Try coming up with some real predictions based on a real hypothesis, Gates. Do you even understand how that works? For example, AGW will result in X degrees C of warming in the coming decade. Any time we pin you Einsteins down to real predictions based on your actual theories/hypotheses (conjectures,) the results make you look very bad.
Mark
Smokey
Please stick to the issues and try to avoid any personal attacks or name calling, even if you genuinely believe the subject may take it as a compliment.
R Gates, merely writing the word “theory” in all capital letters doesn’t make something a theory. You have provided no proof that any of the items you claim are theories are really legitimate theories.
The IPCC said most of the warming over the last 50 years is very likely due to human activity.

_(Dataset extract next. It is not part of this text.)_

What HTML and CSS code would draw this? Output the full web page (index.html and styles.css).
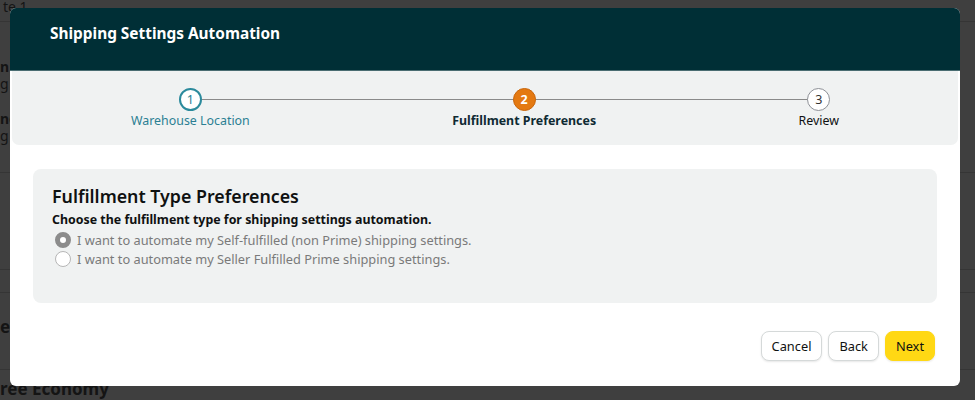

What an oxymoronic double-speak statement. The words “likely” and “most” have no meaning in science That’s like saying at least half of climate change is likely not attributable to human emissions of CO2. Both mean nothing with out numbers that are not pulled out of the air.
Hell, even polsters back up their claims with the words “19 times out of 20” when refering to their doubious stats. What’s the IPCC’s definintion of “most” and “likely”?